According to the report, 33.1% of the retailers surveyed believe conditions in 2012 will be a little bit worse than in 2011, while 7.4% expect the retail climate to become a lot worse this year.
However, 29.6% of respondents believe conditions will improve a little, while 27% believe conditions will remain the same as 2011. Only 2.9% expect to see a big improvement in trade.
Factors contributing to Australia’s volatile retail climate include diminished consumer confidence, an unstable Federal Government and global economic conditions.
Other factors hurting the sector include technological change and the increased costs of doing business.
One respondent cited “a lack of fresh ideas” and “rude, unfriendly staff” as detractors of retail, while another accused both major political parties of failing to “remedy” consumer confidence.
According to Craig King, chief executive of fashion retailer General Pants, it’s a wonder the industry continues to exist in Australia given the sector’s high cost model.
“The world is getting smaller and low cost models are crossing our borders. It’s hard to imagine there won’t be a correction of sorts at some time,” King said in the report.

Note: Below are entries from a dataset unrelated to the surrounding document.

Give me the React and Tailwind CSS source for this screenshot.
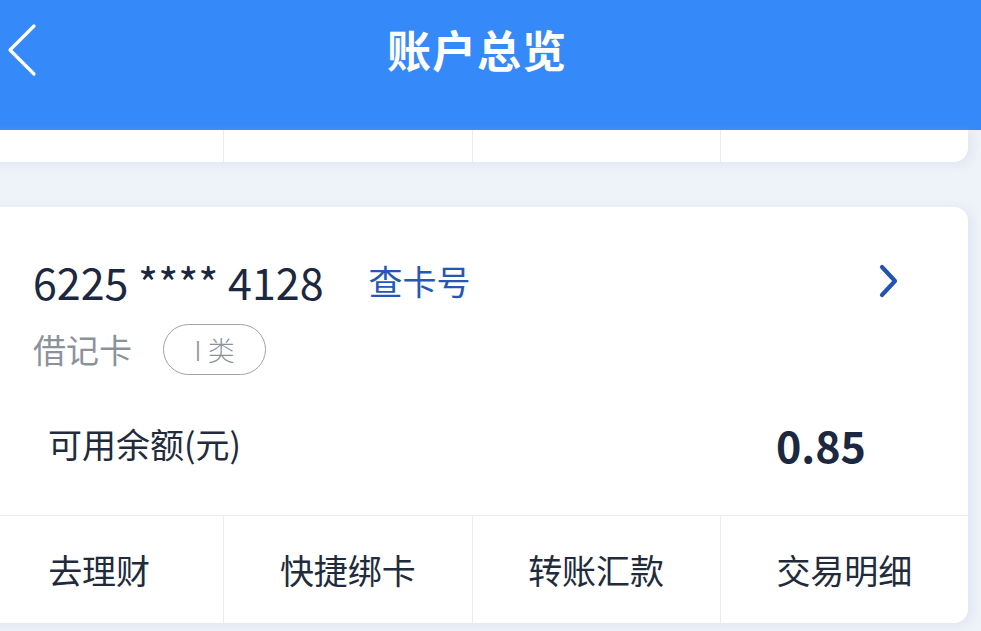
import React from 'react';

const FONT = { fontFamily: '"Noto Sans CJK SC", "Noto Sans", sans-serif' };

const ACTIONS = ['去理财', '快捷绑卡', '转账汇款', '交易明细'];

function BackIcon() {
  return (
    <svg width="40" height="56" viewBox="0 0 40 56" className="text-white">
      <path d="M28 4 L4 28 L28 52" fill="none" stroke="currentColor" strokeWidth="3.2" strokeLinecap="round" strokeLinejoin="round" />
    </svg>
  );
}

function ArrowRight() {
  return (
    <svg width="22" height="34" viewBox="0 0 22 34">
      <path d="M4 3 L17 17 L4 31" fill="none" stroke="#2353b0" strokeWidth="4.2" strokeLinecap="round" strokeLinejoin="round" />
    </svg>
  );
}

export default function App() {
  return (
    <div className="w-[981px] h-[631px] overflow-hidden bg-[#eef2f9]" style={FONT}>
      <header className="h-[130px] bg-[#3689f8] flex items-start pt-[22px] pl-[6px]">
        <BackIcon />
        <h1 className="ml-[341px] text-[44px] leading-[54px] font-bold text-white tracking-[1px]">
          账户总览
        </h1>
      </header>

      <div className="-ml-[25px] w-[993px] h-[32px] bg-white rounded-b-[14px] grid grid-cols-4 shadow-[4px_2px_10px_rgba(180,195,225,0.25)]">
        <div />
        <div className="border-l border-[#ececec]" />
        <div className="border-l border-[#ececec]" />
        <div className="border-l border-[#ececec]" />
      </div>

      <div className="-ml-[25px] mt-[45px] w-[993px] h-[416px] bg-white rounded-[14px] flex flex-col shadow-[4px_2px_10px_rgba(180,195,225,0.25)]">
        <div className="h-[308px] pl-[58px] pr-[68px] pt-[49px] flex flex-col">
          <div className="h-[50px] flex items-center">
            <span className="text-[43px] leading-none text-[#1c2840]">6225 **** 4128</span>
            <span className="ml-[45px] text-[34px] leading-none text-[#2458b3]">查卡号</span>
            <span className="ml-auto flex">
              <ArrowRight />
            </span>
          </div>
          <div className="mt-[18px] h-[51px] flex items-center">
            <span className="text-[33px] leading-none text-[#8c929b]">借记卡</span>
            <span className="ml-[31px] w-[103px] h-[51px] rounded-full border border-[#9ea3aa] flex items-center justify-center gap-[6px] text-[27px] leading-none font-light text-[#8c929b]">
              <span>I</span>
              <span>类</span>
            </span>
          </div>
          <div className="mt-[44px] h-[50px] flex items-center pl-[15px] pr-[34px]">
            <span className="text-[34px] leading-none text-[#222b3b]">可用余额(元)</span>
            <span className="ml-auto text-[43px] leading-none font-bold text-[#1c2840]">0.85</span>
          </div>
        </div>
        <div className="flex-1 border-t border-[#ececec] grid grid-cols-4">
          {ACTIONS.map((label, i) => (
            <div
              key={label}
              className={`flex items-center justify-center text-[34px] leading-none text-[#222b3b] ${i > 0 ? 'border-l border-[#ececec]' : ''}`}
            >
              {label}
            </div>
          ))}
        </div>
      </div>
    </div>
  );
}
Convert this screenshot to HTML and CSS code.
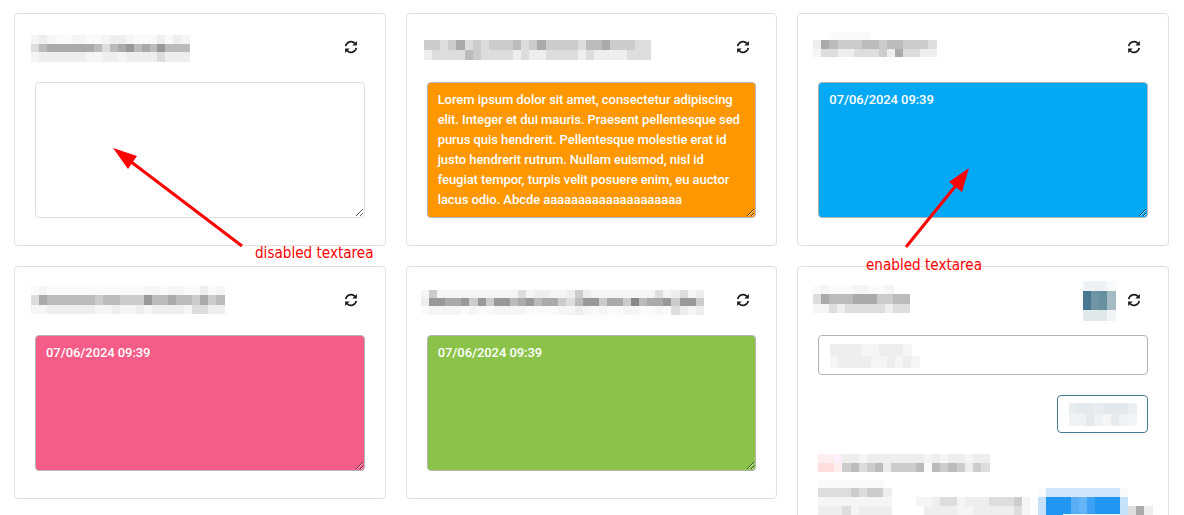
FILE: index.html
```html
<!DOCTYPE html>
<html lang="en">
<head>
<meta charset="utf-8">
<title>Textareas</title>
<link rel="stylesheet" href="styles.css">
</head>
<body>
<svg class="defs" width="0" height="0" aria-hidden="true">
  <symbol id="sync" viewBox="0 0 14 14">
    <path class="sync-arc" d="M1.7 6.1A5.4 5.4 0 0 1 11 3.4"/>
    <path class="sync-arc" d="M12.3 7.9A5.4 5.4 0 0 1 3 10.6"/>
    <polygon class="sync-tip" points="12.9,1 12.9,5.6 8.3,5.6"/>
    <polygon class="sync-tip" points="1.1,13 1.1,8.4 5.7,8.4"/>
  </symbol>
</svg>

<main class="grid">
  <section class="card">
    <header class="card-head">
      <div class="mosaic title-a" data-w="7.9" data-h="8.7" data-rows="g e g h h g g h h g e e g h h h e h e g|d b a a a a a a b d b a 9 b a b 9 b b b|g e e e e e e g g e e g e e e e d e e e"></div>
      <svg class="refresh"><use href="#sync"/></svg>
    </header>
    <textarea class="note note-disabled" disabled></textarea>
  </section>

  <section class="card">
    <header class="card-head">
      <div class="mosaic title-b" data-w="8.1" data-h="9.5" data-rows="c c d c a d c d c c c b d c a c c c c d b b a c c c d d|e d d d d b c d d d d e d e e d d d d e d e e e e d d d"></div>
      <svg class="refresh"><use href="#sync"/></svg>
    </header>
    <textarea class="note note-orange">Lorem ipsum dolor sit amet, consectetur adipiscing elit. Integer et dui mauris. Praesent pellentesque sed purus quis hendrerit. Pellentesque molestie erat id justo hendrerit rutrum. Nullam euismod, nisl id feugiat tempor, turpis velit posuere enim, eu auctor lacus odio. Abcde aaaaaaaaaaaaaaaaaaaa</textarea>
  </section>

  <section class="card">
    <header class="card-head">
      <div class="mosaic title-c" data-w="8.2" data-h="8.3" data-rows="f f h h h h h f f f f f f f f|e a b c c c b b c b b c c c d|g d d e e d d d c e a d d e e"></div>
      <svg class="refresh"><use href="#sync"/></svg>
    </header>
    <textarea class="note note-blue">07/06/2024 09:39</textarea>
  </section>

  <section class="card">
    <header class="card-head">
      <div class="mosaic title-d" data-w="8.05" data-h="9.3" data-rows="h g h h h h h h h h h h h h g g h g g h h e h g|d a b b b b b b c b b c c c 9 b b a b b c a c b|g g e e e e e e g g e g g e g e e e e g d d e e"></div>
      <svg class="refresh"><use href="#sync"/></svg>
    </header>
    <textarea class="note note-pink">07/06/2024 09:39</textarea>
  </section>

  <section class="card">
    <header class="card-head">
      <div class="mosaic title-e" data-w="8.08" data-h="8" data-rows="g c g g g g g g g g g g d g e e g g e c e g g g g g g g g d g e d g e|e 9 9 a a 9 c 9 c 9 9 b a 9 b a a c d b 9 9 c a a c 8 b a a 9 c 9 9 c|h g g g g h g h h g g g g h h h h g g e g h g h h g g h h g h d e g e"></div>
      <svg class="refresh"><use href="#sync"/></svg>
    </header>
    <textarea class="note note-green">07/06/2024 09:39</textarea>
  </section>

  <section class="card">
    <header class="card-head">
      <div class="mosaic title-f" data-w="8" data-h="9.3" data-rows="h g h h h g g h h g f f|d a b b b a a a c c b b|g g d e d d d d d e d d"></div>
      <div class="mosaic badge" data-w="8" data-h="9.75" data-rows="eef2f5 eef2f5 eef2f5 f8fafb|48778f 6f94a6 67909f a5bac2|48778f 6f94a6 67909f a5bac2|e0e8ea e0e8ea e0e8ea f0f4f7"></div>
      <svg class="refresh"><use href="#sync"/></svg>
    </header>
    <div class="field">
      <div class="mosaic" data-w="8.1" data-h="11.5" data-rows="e e e e g g e e e g|g e e e e g g e g e g"></div>
    </div>
    <div class="actions">
      <button class="action" type="button">
        <span class="mosaic" data-w="8.4" data-h="11" data-rows="e8edf0 e3e9ec e3e9ec e9edf0 e2e8eb e2e8eb e2e8eb ebeff2|f0f3f5 eef2f4 e3e9ec eff2f4 f3f5f7 e6ebee eff2f4 f1f4f6"></span>
      </button>
    </div>
    <div class="mosaic feed" data-w="8.15" data-h="8.6" data-rows="fee fee fef e e g e e e e e e e g e g e e g e e f f f f f f f f f f f f f f f f f f f f|fdd fdd fee c b d c b e c c c b h b c b c e c d f f f f f f f f f f f f f f f f f f f f|f f f f f f f f f f f f f f f f f f f f f f f f f f f f f f f f f f f f f f f f f|h h h h h h h h f f f f f f f f f f f f f f f f f f f f f f f f f f f f f f f f f|d d d d c d c c e f f f f f f f f f f f f f f f f f f h cfe6fb cfe6fb cfe6fb cfe6fb cfe6fb cfe6fb cfe6fb cfe6fb cfe6fb h f f f|g g g g g g g g g f f f g g e d d g e e e d d d c g f c5e2fa 2196f3 2196f3 2196f3 5aaef6 64b5f6 3ca0f5 2196f3 2196f3 2196f3 c5e2fa f f f|e e e d g e e e e f f f f e e e e g g e e e e e d g f c5e2fa 2196f3 2196f3 2196f3 5aaef6 64b5f6 3ca0f5 2196f3 2196f3 2196f3 c5e2fa d a e|f f f f f f f f f f f f f f f f f f f f f f f f f f f c5e2fa 2196f3 2196f3 dff dff dff dff dff dff dff c5e2fa f f f"></div>
  </section>
</main>

<svg class="callouts" width="1184" height="515" aria-hidden="true">
  <line class="callout-line" x1="242" y1="246" x2="126" y2="158"/>
  <polygon class="callout-head" points="113,148 137,156 128,169"/>
  <line class="callout-line" x1="906" y1="247" x2="958" y2="183"/>
  <polygon class="callout-head" points="969,168 949,182 962,192"/>
</svg>
<span class="callout-label label-disabled">disabled textarea</span>
<span class="callout-label label-enabled">enabled textarea</span>

<script src="script.js"></script>
</body>
</html>
```
FILE: styles.css
```css
* { box-sizing: border-box; }

html, body {
  margin: 0;
  height: 515px;
  overflow: hidden;
  background: #fff;
}

body {
  position: relative;
  font-family: Roboto, "Liberation Sans", sans-serif;
}

.defs { position: absolute; }

.grid {
  display: grid;
  grid-template-columns: repeat(3, 1fr);
  gap: 20px;
  align-items: start;
  padding: 13px 15px 0 14px;
}

.card {
  background: #fff;
  border: 1px solid #e0e0e0;
  border-radius: 4px;
  padding: 0 20px 27px;
}

.card-head {
  display: flex;
  align-items: flex-start;
  height: 68px;
}

.mosaic { display: block; flex: none; }
.mosaic svg { display: block; overflow: visible; }

.title-a { margin: 21px auto 0 -4px; }
.title-b { margin: 26px auto 0 -3px; }
.title-c { margin: 18px auto 0 -5px; }
.title-d { margin: 19px auto 0 -4px; }
.title-e { margin: 23px auto 0 -6px; }
.title-f { margin: 18px auto 0 -5px; }
.badge { margin: 14px 12px 0 0; }

.refresh {
  flex: none;
  width: 14px;
  height: 14px;
  margin: 26px 6.5px 0 0;
}

.sync-arc { fill: none; stroke: #1c1c1c; stroke-width: 1.6; }
.sync-tip { fill: #1c1c1c; }

.note {
  display: block;
  width: 100%;
  height: 136px;
  margin: 0;
  padding: 7px 10px;
  border: 1px solid #b4b4b4;
  border-radius: 4px;
  outline: none;
  color: #fff;
  font: 500 13px/20px Roboto, sans-serif;
  letter-spacing: -0.065px;
}

.note-disabled { background: #fff; border-color: #e0e0e0; }
.note-orange { background: #ff9800; }
.note-blue { background: #03a9f4; }
.note-pink { background: #f55c87; }
.note-green { background: #8bc34a; }

.field {
  height: 40px;
  padding: 8px 11px;
  border: 1px solid #b4b4b4;
  border-radius: 4px;
}

.actions {
  display: flex;
  justify-content: flex-end;
  margin-top: 20px;
}

.action {
  display: flex;
  align-items: center;
  justify-content: center;
  width: 91px;
  height: 38px;
  padding: 0;
  background: #fff;
  border: 1px solid #457b93;
  border-radius: 4px;
}

.feed { margin: 21px -6px 0 0; }

.callouts {
  position: absolute;
  left: 0;
  top: 0;
  pointer-events: none;
}

.callout-line { stroke: #fe0000; stroke-width: 3; }
.callout-head { fill: #fe0000; }

.callout-label {
  position: absolute;
  color: #fe0000;
  font: 15.1px/18px "DejaVu Sans", sans-serif;
  font-stretch: condensed;
  white-space: nowrap;
}

.label-disabled { left: 255px; top: 244px; }
.label-enabled { left: 866px; top: 256px; }
```
FILE: script.js
```js
// Draws the blurred (pixelated) regions from their cell data.
var NS = 'http://www.w3.org/2000/svg';
var TINTS = { g: '#f5f5f5', h: '#fafafa' };

function toColor(token) {
  if (TINTS[token]) return TINTS[token];
  return '#' + (token.length === 1 ? token + token + token : token);
}

document.querySelectorAll('.mosaic').forEach(function (el) {
  var w = parseFloat(el.dataset.w);
  var h = parseFloat(el.dataset.h);
  var rows = el.dataset.rows.split('|').map(function (r) { return r.trim().split(/\s+/); });
  var cols = Math.max.apply(null, rows.map(function (r) { return r.length; }));
  var svg = document.createElementNS(NS, 'svg');
  svg.setAttribute('width', cols * w);
  svg.setAttribute('height', rows.length * h);
  svg.setAttribute('shape-rendering', 'crispEdges');
  rows.forEach(function (row, y) {
    row.forEach(function (token, x) {
      if (token === 'f') return;
      var rect = document.createElementNS(NS, 'rect');
      rect.setAttribute('x', x * w);
      rect.setAttribute('y', y * h);
      rect.setAttribute('width', w + 0.5);
      rect.setAttribute('height', h + 0.5);
      rect.setAttribute('fill', toColor(token));
      svg.appendChild(rect);
    });
  });
  el.appendChild(svg);
});
```
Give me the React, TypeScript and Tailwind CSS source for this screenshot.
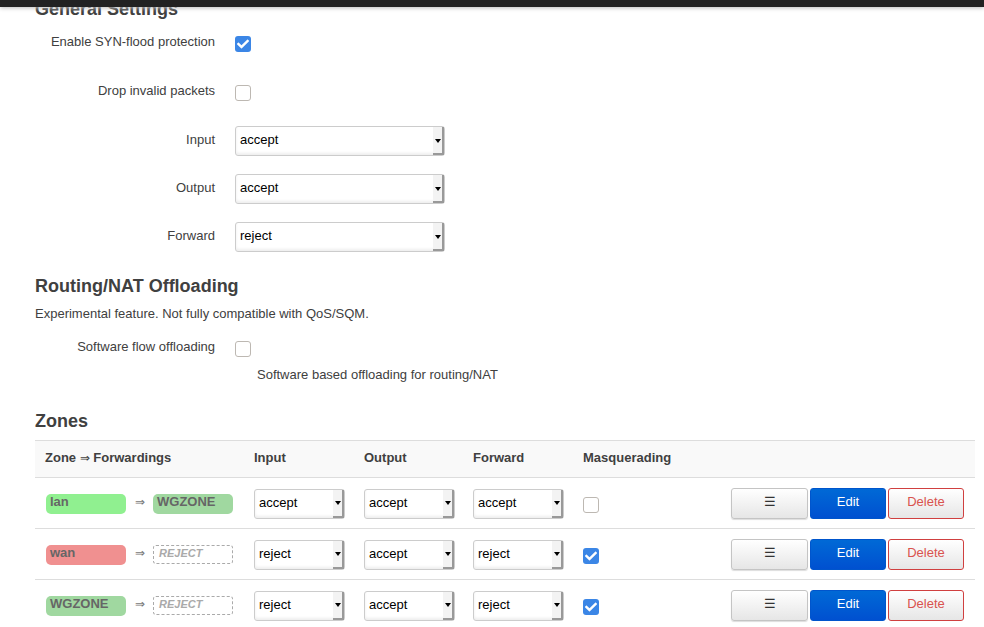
import { FaCheck } from "react-icons/fa";

const Select = ({ value, wide = false }: { value: string; wide?: boolean }) => (
  <div
    className={`flex h-[30px] items-stretch rounded-[3px] border border-[#ccc] bg-white shadow-[inset_0_-2px_3px_#eee] ${
      wide ? "w-[210px]" : "mt-px w-[91px]"
    }`}
  >
    <span className="flex-1 pl-1 text-[13px] leading-[25px] text-black">{value}</span>
    <span className="flex w-[11px] items-center justify-center border-r-2 border-b-2 border-[#999] bg-[#f3f3f3]">
      <span className="mt-px border-x-[3.5px] border-t-4 border-x-transparent border-t-black" />
    </span>
  </div>
);

const Checkbox = ({ checked = false }: { checked?: boolean }) =>
  checked ? (
    <span className="flex h-4 w-4 items-center justify-center rounded-[3px] bg-[#3b86e6]">
      <FaCheck className="h-3 w-3 text-white" />
    </span>
  ) : (
    <span className="block h-4 w-4 rounded-[3px] border border-[#bdb8b2] bg-white" />
  );

const FormRow = ({
  label,
  children,
  className,
  labelClass = "",
}: {
  label: string;
  children: React.ReactNode;
  className: string;
  labelClass?: string;
}) => (
  <div className={`flex ${className}`}>
    <label className={`w-[215px] text-right text-[13px] leading-[18px] text-[#404040] ${labelClass}`}>{label}</label>
    <div className="ml-5">{children}</div>
  </div>
);

const Tag = ({ name, color }: { name: string; color: string }) => (
  <span className={`block h-5 w-20 rounded-[5px] pl-1 text-[13px] font-bold leading-[16px] text-[#666] ${color}`}>
    {name}
  </span>
);

const Reject = () => (
  <span className="block h-[19px] w-20 rounded-[3px] border border-dashed border-[#aaa] pl-[5px] text-[11px] font-bold italic leading-[15px] text-[#aaa]">
    REJECT
  </span>
);

const Button = ({ children, className }: { children: React.ReactNode; className: string }) => (
  <button className={`h-[31px] rounded-[3px] border pb-[2px] text-[13px] leading-[22px] ${className}`}>{children}</button>
);

const gridCols = "grid grid-cols-[209px_110px_109px_110px_1fr] px-[10px]";

const ZoneRow = ({
  zone,
  color,
  target,
  input,
  output,
  forward,
  masq,
}: {
  zone: string;
  color: string;
  target: React.ReactNode;
  input: string;
  output: string;
  forward: string;
  masq: boolean;
}) => (
  <div className={`${gridCols} h-[51px] items-center border-b border-[#ddd]`}>
    <div className="mt-[2px] flex items-start pl-px">
      <Tag name={zone} color={color} />
      <span className="w-[27px] text-center text-[12px] font-normal leading-[16px] text-[#777]">⇒</span>
      {target}
    </div>
    <Select value={input} />
    <Select value={output} />
    <Select value={forward} />
    <div className="flex items-center justify-between pr-px">
      <span className="mt-[3px]">
        <Checkbox checked={masq} />
      </span>
      <div className="flex gap-[2px]">
        <Button className="w-[77px] border-[#c4c4c4] bg-gradient-to-b from-white to-[#e6e6e6] text-[#333] shadow-[0_1px_1px_#ddd]">☰</Button>
        <Button className="w-[76px] border-[#0055cc] bg-gradient-to-b from-[#0069d6] to-[#0050d0] text-white">Edit</Button>
        <Button className="w-[76px] border-[#d04040] bg-gradient-to-b from-white to-[#e6e6e6] text-[#d9534f]">Delete</Button>
      </div>
    </div>
  </div>
);

export default function App() {
  return (
    <div className="relative h-[627px] overflow-hidden bg-white pl-[35px] pr-[9px] font-['Liberation_Sans',Arial,sans-serif] text-[#404040]">
      <div className="absolute inset-x-0 top-0 h-[7px] bg-[#222] shadow-[0_1px_4px_#bbb]" />

      <h3 className="-mt-[3px] h-[25px] text-[18px] font-bold leading-[24px]">General Settings</h3>

      <div className="-ml-[35px]">
        <FormRow label="Enable SYN-flood protection" className="mt-[11px] h-[49px]">
          <span className="mt-[3px] block"><Checkbox checked /></span>
        </FormRow>
        <FormRow label="Drop invalid packets" className="h-[44px]">
          <span className="mt-[3px] block"><Checkbox /></span>
        </FormRow>
        <FormRow label="Input" labelClass="pt-[5px]" className="h-[48px]"><Select value="accept" wide /></FormRow>
        <FormRow label="Output" labelClass="pt-[5px]" className="h-[48px]"><Select value="accept" wide /></FormRow>
        <FormRow label="Forward" labelClass="pt-[5px]" className="h-[48px]"><Select value="reject" wide /></FormRow>
      </div>

      <h3 className="mt-1 h-[25px] text-[18px] font-bold leading-[24px]">Routing/NAT Offloading</h3>
      <p className="mt-[6px] text-[13px] leading-[18px]">Experimental feature. Not fully compatible with QoS/SQM.</p>

      <div className="-ml-[35px]">
        <FormRow label="Software flow offloading" className="mt-[15px]">
          <span className="mt-[3px] block"><Checkbox /></span>
        </FormRow>
        <p className="ml-[257px] mt-[9px] text-[13px] leading-[18px]">Software based offloading for routing/NAT</p>
      </div>

      <h3 className="mt-[25px] h-[25px] text-[18px] font-bold leading-[24px]">Zones</h3>

      <div className="mt-[6px]">
        <div className={`${gridCols} h-[38px] items-center border-y border-[#ddd] bg-[#f9f9f9] pb-[2px] text-[13px] font-bold`}>
          <span>Zone <span className="text-[12px] font-normal">⇒</span> Forwardings</span>
          <span>Input</span>
          <span>Output</span>
          <span>Forward</span>
          <span>Masquerading</span>
        </div>
        <ZoneRow zone="lan" color="bg-[#90f090]" target={<Tag name="WGZONE" color="bg-[#a0d8a0]" />} input="accept" output="accept" forward="accept" masq={false} />
        <ZoneRow zone="wan" color="bg-[#f09090]" target={<Reject />} input="reject" output="accept" forward="reject" masq />
        <ZoneRow zone="WGZONE" color="bg-[#a0d8a0]" target={<Reject />} input="reject" output="accept" forward="reject" masq />
      </div>
    </div>
  );
}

Meanwhile, Bunnings managing director John Gillam said the government needs to “think hard” about what it can do to ensure the sector is not disadvantaged by “ill thought-through policies”.
But Chris Beer, chief executive of Luxottica Asia Pacific, said if retailers “put the effort into focusing on their business rather than complaining, opportunities will come”.
The news comes on the back of surf brand Quiksilver’s claims that discounting and promotions have compounded recession-like conditions in Australia.
Quiksilver co-founder and executive chairman Robert McKnight has admitted the retailer’s Australian and New Zealand businesses remain challenging.
McKnight has highlighted Quiksilver’s strong performance in markets such as North America, Latin America and parts of Europe, but singled out Australia as a tough retail environment.
“Australia’s economic recession [has] created a highly promotional selling environment,” McKnight has said.
Quiksilver is the second surfwear group to highlight the poor trading conditions circling the sector, after rival Billabong sounded a similar warning last year.